_Stated task:_ Lines holding the string "this" are the ones to copy; find them all in the data.

_Information supplied:_
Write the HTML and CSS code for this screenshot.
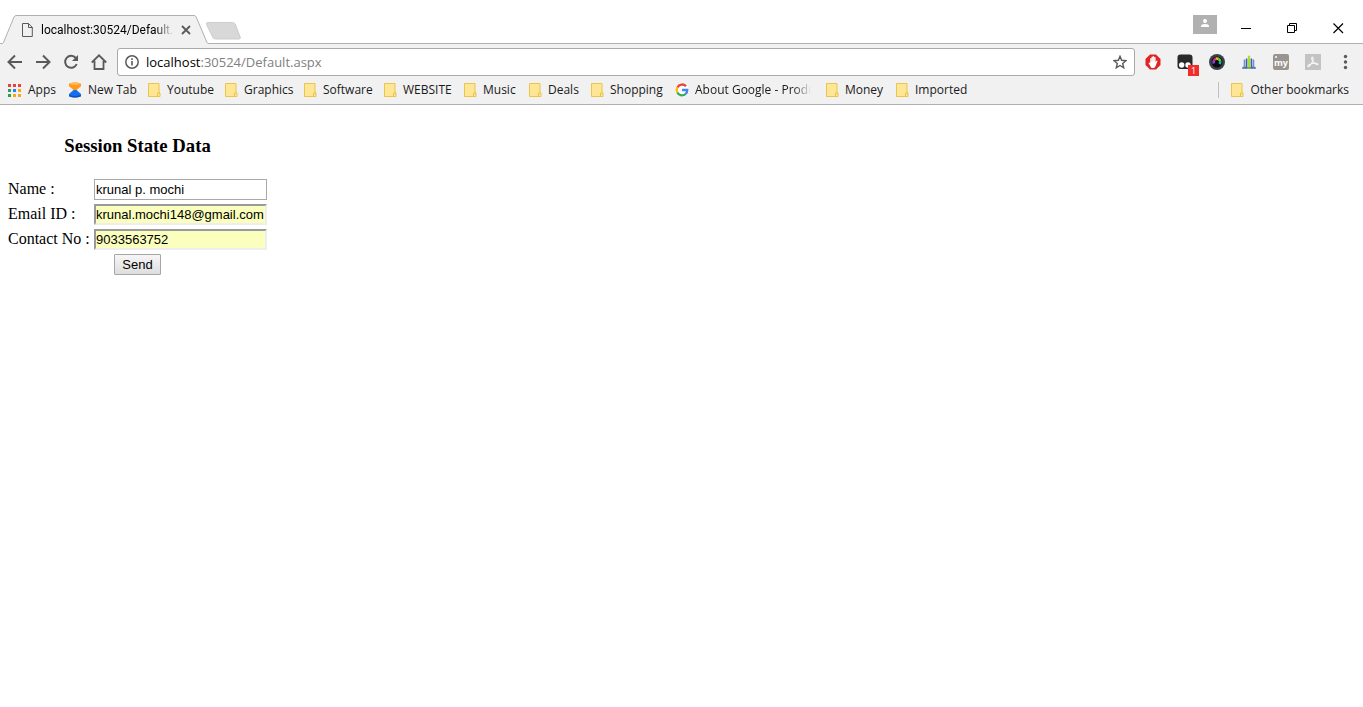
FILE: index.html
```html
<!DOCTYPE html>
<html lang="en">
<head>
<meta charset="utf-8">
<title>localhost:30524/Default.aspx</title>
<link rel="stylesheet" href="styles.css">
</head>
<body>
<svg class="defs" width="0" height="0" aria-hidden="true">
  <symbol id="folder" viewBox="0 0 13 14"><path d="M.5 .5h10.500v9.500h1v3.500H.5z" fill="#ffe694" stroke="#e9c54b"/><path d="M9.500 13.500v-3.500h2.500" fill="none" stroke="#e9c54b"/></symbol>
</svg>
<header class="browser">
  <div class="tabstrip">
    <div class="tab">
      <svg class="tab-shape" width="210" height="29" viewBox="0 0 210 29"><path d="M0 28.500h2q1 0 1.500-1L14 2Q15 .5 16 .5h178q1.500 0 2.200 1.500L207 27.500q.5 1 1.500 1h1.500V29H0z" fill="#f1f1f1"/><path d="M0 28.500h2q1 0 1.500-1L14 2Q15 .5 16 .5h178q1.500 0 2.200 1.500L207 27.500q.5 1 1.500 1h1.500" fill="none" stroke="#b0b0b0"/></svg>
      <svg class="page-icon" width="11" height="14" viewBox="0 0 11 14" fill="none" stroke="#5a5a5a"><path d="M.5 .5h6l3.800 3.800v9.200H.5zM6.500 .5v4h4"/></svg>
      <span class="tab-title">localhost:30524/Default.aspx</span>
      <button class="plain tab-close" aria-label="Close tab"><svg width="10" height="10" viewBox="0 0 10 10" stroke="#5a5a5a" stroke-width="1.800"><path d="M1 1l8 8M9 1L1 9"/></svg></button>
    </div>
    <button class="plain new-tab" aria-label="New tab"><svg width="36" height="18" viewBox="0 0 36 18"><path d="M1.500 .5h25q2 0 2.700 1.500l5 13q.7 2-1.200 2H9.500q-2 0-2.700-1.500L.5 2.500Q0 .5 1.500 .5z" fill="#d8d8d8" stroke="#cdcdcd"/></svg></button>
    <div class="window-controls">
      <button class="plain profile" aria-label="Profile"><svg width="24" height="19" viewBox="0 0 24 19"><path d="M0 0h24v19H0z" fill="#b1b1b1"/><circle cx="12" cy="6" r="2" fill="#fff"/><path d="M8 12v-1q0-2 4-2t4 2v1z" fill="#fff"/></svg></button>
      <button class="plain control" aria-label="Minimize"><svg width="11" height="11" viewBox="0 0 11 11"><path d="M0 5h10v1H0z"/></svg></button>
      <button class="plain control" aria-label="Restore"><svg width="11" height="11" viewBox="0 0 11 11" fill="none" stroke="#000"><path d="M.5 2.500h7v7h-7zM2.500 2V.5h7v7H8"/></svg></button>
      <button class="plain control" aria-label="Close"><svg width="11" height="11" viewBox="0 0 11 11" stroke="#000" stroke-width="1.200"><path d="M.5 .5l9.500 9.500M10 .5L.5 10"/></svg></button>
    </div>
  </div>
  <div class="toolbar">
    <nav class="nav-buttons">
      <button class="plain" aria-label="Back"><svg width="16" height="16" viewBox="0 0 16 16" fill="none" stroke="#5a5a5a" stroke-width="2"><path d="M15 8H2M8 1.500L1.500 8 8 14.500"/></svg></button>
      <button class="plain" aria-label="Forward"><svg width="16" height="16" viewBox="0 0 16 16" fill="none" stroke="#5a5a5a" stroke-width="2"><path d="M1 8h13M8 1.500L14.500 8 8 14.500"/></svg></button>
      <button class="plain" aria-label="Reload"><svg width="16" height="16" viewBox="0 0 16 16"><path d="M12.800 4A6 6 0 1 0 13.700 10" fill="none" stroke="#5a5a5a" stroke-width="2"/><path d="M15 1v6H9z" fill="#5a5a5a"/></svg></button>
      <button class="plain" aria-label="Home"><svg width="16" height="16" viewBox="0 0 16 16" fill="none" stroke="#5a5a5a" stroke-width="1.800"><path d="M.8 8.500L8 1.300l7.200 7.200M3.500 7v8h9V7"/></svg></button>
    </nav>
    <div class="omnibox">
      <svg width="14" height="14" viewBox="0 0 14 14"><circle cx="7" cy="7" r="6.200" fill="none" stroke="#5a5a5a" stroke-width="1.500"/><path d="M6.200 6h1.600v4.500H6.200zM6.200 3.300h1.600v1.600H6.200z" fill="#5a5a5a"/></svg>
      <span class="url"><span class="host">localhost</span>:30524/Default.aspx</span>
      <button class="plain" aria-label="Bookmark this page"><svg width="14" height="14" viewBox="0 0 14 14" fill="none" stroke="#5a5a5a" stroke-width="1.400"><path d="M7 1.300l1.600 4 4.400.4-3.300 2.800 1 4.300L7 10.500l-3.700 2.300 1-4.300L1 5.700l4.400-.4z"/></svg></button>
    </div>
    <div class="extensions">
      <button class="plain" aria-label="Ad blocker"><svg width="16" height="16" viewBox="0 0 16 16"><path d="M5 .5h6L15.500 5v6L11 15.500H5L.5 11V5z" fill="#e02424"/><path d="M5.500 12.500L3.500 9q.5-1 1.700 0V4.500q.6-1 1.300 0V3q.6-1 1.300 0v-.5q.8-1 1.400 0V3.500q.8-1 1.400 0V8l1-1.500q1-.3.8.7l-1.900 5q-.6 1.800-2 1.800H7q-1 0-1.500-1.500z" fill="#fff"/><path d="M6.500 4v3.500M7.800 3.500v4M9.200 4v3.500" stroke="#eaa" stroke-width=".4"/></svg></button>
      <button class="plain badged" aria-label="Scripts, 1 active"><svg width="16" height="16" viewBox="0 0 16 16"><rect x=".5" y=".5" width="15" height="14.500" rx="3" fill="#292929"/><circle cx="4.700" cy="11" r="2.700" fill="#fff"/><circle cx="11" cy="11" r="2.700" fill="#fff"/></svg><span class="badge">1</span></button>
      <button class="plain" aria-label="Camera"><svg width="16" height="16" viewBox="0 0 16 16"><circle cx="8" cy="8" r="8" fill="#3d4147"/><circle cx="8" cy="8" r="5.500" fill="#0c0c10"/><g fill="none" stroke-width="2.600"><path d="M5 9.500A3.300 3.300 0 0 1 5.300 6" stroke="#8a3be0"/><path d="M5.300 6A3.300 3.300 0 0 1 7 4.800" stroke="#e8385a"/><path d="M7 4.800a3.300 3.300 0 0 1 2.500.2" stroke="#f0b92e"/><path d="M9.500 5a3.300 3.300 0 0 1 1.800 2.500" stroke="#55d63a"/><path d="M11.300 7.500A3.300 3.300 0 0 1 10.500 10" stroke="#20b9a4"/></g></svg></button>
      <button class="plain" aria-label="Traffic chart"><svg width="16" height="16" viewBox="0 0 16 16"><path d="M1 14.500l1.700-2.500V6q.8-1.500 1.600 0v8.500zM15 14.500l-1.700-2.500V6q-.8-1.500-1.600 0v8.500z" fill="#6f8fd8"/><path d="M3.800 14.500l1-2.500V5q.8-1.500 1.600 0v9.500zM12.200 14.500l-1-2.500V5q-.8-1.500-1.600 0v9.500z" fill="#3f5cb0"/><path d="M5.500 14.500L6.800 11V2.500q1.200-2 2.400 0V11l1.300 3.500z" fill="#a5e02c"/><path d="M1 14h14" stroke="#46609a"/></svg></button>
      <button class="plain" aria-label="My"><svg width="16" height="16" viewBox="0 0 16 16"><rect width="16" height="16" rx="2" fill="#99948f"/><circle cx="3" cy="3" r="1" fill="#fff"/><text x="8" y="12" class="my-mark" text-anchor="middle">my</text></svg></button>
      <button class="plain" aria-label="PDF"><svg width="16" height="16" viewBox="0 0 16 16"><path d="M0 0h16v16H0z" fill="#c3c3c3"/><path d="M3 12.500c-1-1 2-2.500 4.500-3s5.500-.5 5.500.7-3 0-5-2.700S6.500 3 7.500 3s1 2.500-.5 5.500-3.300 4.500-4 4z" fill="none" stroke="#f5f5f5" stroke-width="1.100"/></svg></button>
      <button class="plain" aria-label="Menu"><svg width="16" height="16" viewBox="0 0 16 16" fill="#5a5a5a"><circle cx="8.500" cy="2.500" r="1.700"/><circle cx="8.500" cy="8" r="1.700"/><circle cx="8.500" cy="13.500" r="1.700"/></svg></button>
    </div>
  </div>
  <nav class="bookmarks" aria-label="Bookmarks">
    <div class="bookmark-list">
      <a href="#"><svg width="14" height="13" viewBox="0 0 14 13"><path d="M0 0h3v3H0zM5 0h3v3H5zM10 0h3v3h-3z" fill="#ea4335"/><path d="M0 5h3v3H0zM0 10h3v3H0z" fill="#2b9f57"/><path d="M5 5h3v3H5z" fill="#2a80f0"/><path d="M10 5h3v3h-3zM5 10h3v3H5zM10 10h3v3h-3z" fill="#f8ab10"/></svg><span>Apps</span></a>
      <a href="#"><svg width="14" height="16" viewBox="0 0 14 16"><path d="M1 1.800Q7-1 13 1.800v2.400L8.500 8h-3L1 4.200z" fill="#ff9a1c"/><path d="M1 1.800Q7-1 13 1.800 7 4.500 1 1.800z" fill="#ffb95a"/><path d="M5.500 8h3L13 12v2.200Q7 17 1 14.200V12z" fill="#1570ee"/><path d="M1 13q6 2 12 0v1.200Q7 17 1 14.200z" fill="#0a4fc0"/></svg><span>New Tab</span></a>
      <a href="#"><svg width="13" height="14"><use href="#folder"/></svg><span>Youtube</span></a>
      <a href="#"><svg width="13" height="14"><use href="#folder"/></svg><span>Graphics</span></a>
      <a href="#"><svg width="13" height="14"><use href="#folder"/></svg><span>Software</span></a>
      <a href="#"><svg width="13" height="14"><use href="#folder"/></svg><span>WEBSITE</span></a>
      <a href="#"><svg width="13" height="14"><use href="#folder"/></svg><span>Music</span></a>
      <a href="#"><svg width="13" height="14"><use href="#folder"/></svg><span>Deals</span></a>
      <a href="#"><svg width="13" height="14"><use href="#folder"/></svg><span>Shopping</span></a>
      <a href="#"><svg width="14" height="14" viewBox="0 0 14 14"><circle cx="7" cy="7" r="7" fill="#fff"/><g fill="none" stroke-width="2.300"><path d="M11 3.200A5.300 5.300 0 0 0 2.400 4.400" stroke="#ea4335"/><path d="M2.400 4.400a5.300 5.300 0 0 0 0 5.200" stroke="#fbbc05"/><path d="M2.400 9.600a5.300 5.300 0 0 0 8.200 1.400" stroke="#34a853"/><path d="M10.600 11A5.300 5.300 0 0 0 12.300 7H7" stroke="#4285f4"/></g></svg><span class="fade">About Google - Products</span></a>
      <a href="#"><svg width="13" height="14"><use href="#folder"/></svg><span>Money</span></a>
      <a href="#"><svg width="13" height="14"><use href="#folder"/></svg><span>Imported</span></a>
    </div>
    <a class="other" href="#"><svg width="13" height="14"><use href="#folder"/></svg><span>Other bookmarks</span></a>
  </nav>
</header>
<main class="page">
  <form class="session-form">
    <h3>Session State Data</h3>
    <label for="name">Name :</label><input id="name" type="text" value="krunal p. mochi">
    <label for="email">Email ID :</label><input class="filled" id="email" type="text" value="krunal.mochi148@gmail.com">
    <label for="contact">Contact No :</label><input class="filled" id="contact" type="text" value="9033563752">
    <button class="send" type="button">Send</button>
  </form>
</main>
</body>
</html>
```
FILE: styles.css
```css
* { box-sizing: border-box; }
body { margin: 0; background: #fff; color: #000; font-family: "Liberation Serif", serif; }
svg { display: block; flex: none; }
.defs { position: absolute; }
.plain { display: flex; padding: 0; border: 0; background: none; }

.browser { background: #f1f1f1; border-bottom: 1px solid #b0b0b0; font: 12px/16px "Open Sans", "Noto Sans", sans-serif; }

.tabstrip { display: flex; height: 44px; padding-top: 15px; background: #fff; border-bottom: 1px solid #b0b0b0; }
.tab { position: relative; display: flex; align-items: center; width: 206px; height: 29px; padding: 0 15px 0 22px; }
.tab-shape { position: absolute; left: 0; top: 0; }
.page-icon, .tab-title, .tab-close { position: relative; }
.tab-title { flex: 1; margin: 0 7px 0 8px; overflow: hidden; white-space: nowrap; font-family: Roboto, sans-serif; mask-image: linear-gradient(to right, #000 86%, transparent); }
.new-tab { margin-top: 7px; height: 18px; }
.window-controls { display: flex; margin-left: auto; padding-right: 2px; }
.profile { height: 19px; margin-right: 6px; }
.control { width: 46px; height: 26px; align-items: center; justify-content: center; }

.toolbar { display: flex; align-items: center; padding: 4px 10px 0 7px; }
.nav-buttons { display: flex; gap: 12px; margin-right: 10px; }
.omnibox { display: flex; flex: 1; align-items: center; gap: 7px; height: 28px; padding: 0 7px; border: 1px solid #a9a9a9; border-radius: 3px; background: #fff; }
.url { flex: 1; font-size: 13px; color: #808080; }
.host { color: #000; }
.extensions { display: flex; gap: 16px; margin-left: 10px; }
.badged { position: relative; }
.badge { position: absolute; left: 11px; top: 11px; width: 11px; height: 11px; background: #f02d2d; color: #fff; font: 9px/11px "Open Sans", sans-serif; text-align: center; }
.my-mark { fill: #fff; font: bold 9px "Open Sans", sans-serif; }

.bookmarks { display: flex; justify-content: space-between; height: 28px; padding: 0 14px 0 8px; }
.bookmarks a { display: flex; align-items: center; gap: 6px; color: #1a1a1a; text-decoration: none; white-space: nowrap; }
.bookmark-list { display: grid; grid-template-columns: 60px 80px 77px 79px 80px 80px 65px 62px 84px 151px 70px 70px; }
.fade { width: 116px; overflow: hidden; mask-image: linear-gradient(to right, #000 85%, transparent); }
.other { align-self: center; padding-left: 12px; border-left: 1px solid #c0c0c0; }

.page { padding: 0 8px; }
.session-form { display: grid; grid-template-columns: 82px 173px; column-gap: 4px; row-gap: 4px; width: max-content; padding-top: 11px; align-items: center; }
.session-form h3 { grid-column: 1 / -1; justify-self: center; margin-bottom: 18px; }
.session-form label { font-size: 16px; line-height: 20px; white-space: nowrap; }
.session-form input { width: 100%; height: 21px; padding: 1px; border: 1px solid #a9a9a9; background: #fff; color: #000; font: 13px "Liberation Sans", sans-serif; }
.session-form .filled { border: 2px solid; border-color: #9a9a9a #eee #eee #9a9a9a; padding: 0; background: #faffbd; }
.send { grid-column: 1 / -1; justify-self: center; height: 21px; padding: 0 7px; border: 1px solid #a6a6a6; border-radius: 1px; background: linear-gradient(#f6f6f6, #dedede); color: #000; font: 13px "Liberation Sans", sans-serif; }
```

_In response:_
Write the HTML and CSS code for this screenshot.
      <button class="plain" aria-label="Bookmark this page"><svg width="14" height="14" viewBox="0 0 14 14" fill="none" stroke="#5a5a5a" stroke-width="1.400"><path d="M7 1.300l1.600 4 4.400.4-3.300 2.800 1 4.300L7 10.500l-3.700 2.300 1-4.300L1 5.700l4.400-.4z"/></svg></button>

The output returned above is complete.